Exercise task:
Only a number is wanted here: the number of lines of the data that include "screenshot".

Extracted records:
-*-*-
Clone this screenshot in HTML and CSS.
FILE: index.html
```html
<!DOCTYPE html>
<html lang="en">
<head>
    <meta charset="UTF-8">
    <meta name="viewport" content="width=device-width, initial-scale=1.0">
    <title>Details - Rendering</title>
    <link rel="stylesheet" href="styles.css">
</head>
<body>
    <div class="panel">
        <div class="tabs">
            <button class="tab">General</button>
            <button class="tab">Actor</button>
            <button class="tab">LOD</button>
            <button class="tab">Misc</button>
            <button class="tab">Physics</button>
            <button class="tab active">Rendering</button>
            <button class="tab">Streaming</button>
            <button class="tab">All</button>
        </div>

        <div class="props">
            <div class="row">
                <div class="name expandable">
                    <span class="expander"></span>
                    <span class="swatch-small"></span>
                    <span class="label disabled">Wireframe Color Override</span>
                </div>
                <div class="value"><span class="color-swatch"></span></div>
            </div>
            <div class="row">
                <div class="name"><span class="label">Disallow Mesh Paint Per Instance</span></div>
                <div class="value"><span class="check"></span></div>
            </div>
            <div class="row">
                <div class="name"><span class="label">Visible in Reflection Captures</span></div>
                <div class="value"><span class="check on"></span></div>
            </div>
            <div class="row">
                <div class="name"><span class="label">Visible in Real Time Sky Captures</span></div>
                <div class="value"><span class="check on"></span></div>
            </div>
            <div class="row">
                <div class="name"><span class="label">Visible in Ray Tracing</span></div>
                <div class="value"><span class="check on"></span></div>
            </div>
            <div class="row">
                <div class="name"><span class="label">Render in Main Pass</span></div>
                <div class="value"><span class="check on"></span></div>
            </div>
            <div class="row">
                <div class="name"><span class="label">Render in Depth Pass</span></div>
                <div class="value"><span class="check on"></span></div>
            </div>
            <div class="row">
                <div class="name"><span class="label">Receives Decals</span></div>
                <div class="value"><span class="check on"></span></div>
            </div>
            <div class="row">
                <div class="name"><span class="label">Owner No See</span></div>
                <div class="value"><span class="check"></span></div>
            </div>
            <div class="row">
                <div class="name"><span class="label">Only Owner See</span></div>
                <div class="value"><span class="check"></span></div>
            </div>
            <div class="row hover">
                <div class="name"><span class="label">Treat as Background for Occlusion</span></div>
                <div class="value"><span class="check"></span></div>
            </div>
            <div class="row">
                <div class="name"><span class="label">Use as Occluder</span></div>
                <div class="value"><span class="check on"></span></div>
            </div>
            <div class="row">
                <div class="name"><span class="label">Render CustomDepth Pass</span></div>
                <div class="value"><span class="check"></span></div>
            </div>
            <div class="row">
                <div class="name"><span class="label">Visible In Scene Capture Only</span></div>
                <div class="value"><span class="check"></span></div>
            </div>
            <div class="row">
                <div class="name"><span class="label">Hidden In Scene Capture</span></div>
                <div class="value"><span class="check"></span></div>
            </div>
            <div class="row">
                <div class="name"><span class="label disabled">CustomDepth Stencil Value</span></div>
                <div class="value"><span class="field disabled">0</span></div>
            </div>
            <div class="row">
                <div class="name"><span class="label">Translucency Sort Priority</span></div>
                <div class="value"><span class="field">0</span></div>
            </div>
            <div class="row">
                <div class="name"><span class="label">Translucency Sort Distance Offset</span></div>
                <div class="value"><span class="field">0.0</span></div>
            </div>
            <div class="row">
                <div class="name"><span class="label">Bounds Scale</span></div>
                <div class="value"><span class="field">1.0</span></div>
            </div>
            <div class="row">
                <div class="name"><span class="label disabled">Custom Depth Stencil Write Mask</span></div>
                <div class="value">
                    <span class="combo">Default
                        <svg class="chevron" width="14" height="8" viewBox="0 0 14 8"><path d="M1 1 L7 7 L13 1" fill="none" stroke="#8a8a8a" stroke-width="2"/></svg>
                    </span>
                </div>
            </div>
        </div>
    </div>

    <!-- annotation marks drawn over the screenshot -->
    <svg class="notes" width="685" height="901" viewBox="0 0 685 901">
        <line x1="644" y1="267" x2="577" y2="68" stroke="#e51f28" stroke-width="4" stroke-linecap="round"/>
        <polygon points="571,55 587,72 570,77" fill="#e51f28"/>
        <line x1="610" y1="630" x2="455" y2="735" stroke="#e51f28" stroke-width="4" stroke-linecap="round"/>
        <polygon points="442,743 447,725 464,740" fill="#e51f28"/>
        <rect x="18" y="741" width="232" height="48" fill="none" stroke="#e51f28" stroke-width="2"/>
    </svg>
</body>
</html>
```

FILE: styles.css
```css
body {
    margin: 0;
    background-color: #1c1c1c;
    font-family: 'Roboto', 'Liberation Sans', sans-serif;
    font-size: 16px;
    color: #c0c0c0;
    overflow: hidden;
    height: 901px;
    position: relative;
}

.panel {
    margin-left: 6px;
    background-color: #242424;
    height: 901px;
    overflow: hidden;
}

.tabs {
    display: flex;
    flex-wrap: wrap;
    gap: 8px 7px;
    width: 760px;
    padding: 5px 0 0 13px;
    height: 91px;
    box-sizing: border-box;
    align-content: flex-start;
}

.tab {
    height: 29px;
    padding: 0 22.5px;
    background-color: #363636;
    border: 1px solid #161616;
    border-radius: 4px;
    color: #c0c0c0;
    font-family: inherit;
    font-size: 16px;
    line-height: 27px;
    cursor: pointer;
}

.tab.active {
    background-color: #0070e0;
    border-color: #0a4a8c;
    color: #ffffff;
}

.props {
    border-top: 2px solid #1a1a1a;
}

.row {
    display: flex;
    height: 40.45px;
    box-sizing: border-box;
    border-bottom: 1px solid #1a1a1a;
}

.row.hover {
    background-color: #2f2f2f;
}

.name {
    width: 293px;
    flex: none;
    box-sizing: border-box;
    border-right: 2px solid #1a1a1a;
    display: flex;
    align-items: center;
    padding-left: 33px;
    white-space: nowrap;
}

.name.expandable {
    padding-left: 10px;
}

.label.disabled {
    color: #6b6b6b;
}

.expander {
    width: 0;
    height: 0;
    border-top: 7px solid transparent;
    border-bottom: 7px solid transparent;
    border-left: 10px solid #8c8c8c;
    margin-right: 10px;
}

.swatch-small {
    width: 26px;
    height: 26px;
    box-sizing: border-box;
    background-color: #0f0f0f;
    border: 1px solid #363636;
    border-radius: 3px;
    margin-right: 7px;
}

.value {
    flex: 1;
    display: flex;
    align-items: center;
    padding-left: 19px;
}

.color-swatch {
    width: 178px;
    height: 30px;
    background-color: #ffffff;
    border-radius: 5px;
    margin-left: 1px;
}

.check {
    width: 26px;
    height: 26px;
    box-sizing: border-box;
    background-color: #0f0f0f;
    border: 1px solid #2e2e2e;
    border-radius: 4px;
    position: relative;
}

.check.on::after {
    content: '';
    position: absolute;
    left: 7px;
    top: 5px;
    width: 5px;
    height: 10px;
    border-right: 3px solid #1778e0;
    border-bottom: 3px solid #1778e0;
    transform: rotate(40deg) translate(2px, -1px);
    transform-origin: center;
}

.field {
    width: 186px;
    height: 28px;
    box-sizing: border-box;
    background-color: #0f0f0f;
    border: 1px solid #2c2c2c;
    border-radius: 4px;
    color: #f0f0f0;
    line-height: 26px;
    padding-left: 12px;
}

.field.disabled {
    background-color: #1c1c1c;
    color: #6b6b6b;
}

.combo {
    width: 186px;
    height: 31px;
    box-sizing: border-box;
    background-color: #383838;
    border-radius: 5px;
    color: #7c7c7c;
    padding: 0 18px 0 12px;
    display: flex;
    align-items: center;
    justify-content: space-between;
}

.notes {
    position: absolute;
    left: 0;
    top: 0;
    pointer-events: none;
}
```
-*-*-
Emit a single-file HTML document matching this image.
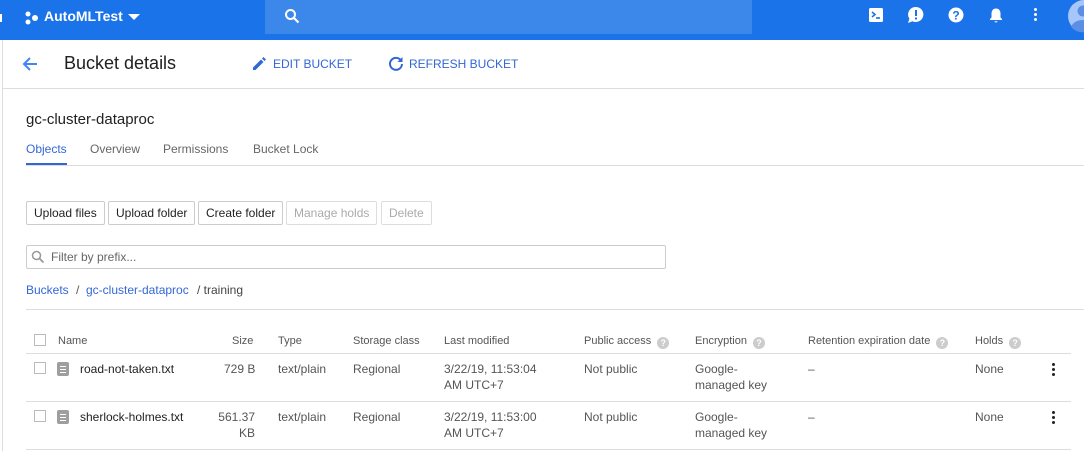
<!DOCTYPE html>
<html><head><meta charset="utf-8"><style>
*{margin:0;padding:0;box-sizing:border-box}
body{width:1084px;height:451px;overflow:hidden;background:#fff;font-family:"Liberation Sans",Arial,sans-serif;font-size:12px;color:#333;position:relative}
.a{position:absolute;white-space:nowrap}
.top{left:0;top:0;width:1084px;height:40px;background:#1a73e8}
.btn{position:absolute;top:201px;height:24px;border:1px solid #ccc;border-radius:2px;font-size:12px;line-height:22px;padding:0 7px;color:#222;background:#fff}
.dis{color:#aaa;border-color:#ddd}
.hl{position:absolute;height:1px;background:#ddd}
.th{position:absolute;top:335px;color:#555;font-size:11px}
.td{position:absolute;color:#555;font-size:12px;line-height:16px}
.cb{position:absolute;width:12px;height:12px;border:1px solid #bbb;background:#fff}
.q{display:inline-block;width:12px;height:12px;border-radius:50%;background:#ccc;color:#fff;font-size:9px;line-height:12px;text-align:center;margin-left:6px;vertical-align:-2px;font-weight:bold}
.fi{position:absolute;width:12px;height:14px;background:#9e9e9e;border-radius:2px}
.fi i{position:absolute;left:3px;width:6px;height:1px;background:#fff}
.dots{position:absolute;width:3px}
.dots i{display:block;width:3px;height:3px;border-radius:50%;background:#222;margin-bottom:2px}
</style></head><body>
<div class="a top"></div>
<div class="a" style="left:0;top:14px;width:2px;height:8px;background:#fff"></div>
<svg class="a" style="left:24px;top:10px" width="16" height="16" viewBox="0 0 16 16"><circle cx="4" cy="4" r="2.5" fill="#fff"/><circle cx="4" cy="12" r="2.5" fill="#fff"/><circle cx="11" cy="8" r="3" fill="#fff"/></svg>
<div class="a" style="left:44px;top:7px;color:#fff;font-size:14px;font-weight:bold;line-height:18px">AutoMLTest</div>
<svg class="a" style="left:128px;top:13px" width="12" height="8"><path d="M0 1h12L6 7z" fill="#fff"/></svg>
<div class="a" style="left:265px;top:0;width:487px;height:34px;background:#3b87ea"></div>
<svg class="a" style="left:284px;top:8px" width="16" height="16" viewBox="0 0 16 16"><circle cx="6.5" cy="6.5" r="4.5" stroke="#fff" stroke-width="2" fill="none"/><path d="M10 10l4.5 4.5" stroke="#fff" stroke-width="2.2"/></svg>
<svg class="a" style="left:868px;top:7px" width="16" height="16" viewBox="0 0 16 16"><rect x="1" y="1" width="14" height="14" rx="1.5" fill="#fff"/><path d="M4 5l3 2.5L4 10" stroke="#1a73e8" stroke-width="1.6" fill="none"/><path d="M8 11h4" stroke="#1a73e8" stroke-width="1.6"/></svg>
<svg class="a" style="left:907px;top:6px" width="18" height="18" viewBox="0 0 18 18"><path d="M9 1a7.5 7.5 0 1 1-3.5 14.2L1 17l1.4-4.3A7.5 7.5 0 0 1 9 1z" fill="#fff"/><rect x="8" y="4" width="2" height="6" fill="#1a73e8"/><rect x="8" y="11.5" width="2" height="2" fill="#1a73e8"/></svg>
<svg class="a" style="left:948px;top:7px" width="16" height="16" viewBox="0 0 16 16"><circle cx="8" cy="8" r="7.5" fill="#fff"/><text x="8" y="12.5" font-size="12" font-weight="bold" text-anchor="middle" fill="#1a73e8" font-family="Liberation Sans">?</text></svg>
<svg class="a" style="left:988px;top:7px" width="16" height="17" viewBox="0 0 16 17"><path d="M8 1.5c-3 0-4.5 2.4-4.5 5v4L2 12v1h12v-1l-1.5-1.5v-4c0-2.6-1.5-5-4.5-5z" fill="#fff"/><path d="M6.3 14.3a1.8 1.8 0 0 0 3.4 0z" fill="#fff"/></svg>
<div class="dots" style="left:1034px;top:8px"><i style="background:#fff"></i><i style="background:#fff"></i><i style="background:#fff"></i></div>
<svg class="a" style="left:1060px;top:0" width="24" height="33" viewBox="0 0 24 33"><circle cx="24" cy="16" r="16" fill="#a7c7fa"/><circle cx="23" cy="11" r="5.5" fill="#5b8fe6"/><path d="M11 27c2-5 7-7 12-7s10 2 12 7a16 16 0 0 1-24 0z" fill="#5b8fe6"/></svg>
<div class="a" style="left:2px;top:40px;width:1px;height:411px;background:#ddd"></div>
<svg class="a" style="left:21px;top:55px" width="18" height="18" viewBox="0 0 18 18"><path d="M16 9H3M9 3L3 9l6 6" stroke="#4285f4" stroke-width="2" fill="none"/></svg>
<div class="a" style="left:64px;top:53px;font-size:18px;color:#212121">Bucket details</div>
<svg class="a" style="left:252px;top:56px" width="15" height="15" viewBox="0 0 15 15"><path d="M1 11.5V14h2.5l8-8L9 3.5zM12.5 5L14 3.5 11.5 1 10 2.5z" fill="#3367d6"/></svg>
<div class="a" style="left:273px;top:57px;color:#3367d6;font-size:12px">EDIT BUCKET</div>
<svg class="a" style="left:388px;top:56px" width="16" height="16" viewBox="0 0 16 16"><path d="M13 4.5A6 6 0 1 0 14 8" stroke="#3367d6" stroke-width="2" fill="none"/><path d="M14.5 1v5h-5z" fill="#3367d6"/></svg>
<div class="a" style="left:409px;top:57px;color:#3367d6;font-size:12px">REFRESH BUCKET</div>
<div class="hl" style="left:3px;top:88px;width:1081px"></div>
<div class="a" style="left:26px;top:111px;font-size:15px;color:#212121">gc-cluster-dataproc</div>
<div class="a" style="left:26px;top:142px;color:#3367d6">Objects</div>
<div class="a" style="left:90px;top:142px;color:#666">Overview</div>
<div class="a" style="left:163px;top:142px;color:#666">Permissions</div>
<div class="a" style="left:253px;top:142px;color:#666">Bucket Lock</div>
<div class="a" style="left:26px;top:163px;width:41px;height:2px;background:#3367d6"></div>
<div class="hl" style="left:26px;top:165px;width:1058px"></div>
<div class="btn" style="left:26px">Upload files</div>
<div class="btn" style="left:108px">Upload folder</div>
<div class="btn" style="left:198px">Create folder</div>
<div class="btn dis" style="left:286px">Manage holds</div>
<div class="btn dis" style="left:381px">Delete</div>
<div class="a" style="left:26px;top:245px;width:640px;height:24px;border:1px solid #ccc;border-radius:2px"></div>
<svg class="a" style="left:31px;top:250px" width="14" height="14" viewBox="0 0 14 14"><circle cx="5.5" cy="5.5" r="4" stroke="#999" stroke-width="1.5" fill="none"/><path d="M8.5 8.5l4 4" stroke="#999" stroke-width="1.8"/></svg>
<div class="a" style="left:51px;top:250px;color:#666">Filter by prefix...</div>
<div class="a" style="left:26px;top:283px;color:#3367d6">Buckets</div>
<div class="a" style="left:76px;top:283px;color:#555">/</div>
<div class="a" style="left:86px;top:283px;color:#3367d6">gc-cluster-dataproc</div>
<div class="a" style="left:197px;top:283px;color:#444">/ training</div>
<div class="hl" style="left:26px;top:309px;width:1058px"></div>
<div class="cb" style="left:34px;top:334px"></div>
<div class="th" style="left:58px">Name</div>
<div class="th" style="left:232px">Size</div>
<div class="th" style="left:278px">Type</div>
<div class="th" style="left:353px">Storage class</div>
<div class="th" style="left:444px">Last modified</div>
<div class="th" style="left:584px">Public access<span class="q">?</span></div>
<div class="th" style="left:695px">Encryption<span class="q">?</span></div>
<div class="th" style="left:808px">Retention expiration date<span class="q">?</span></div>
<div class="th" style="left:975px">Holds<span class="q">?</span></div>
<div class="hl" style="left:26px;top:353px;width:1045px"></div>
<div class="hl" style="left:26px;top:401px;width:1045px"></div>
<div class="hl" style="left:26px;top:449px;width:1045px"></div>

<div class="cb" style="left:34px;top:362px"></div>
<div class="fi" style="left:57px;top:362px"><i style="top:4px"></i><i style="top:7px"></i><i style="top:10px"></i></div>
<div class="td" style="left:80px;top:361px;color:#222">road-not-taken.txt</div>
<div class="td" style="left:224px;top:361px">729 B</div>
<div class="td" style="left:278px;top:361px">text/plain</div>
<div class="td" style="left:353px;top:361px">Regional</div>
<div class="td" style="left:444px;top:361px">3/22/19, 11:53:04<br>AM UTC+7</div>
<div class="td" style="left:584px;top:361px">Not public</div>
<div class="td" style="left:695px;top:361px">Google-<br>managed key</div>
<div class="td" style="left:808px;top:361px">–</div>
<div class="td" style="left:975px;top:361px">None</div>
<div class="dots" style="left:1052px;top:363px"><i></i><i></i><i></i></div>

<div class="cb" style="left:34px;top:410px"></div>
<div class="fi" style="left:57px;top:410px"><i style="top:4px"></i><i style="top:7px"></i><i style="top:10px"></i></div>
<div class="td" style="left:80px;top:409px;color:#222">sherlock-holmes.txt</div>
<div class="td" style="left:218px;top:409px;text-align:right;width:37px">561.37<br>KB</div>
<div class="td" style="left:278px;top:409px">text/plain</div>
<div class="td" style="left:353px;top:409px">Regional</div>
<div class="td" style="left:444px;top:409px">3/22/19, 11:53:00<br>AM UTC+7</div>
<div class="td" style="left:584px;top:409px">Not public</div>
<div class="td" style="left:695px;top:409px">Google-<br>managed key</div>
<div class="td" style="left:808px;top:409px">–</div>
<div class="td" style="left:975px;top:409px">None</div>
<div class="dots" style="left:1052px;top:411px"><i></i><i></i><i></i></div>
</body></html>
-*-*-
Exercise result:
2